I believe authentic storytelling builds a better brand. It’s challenging doing it in a pitch with limited time.
Great piece, Paul O’Brien, especially the point on: “The trick to raising Venture Capital isn’t selling investors on what you have to offer, it’s creating something that people want.”
Agree with the point on story telling being critical. Unfortunately, a lot of companies run afoul of this by telling a compelling hook then transitioning—to your point—into selling on what they have to offer, rather than creating something people want. This sometimes feels like (generally unintentional) sleight of hand and makes for a less coherent and less credible pitch. Glad there are folks like you out there to help founders navigate these topics.
Reinforcing this, “Unfortunately, a lot of companies run afoul of this by telling a compelling hook then transitioning—to your point—into selling on what they have to offer, rather than creating something people want. ”

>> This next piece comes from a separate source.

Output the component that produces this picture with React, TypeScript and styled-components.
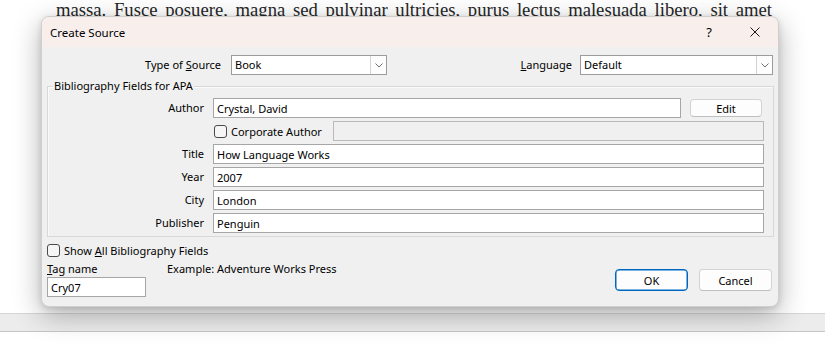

It’s a too easy focus for founders. “I have a need, you have the resources; let me sell you on why this is where you should put that capital.” The challenge I’ve seen work most often is that the founders focus on what delivers value. That is, not the “solution” (to use the traditional startup pitch reference), but rather the market share, impact, and ROI of the work.
Certainly, VERY hard to do when it’s easy to fall into the sales pitch, “I have what you want, pay me.”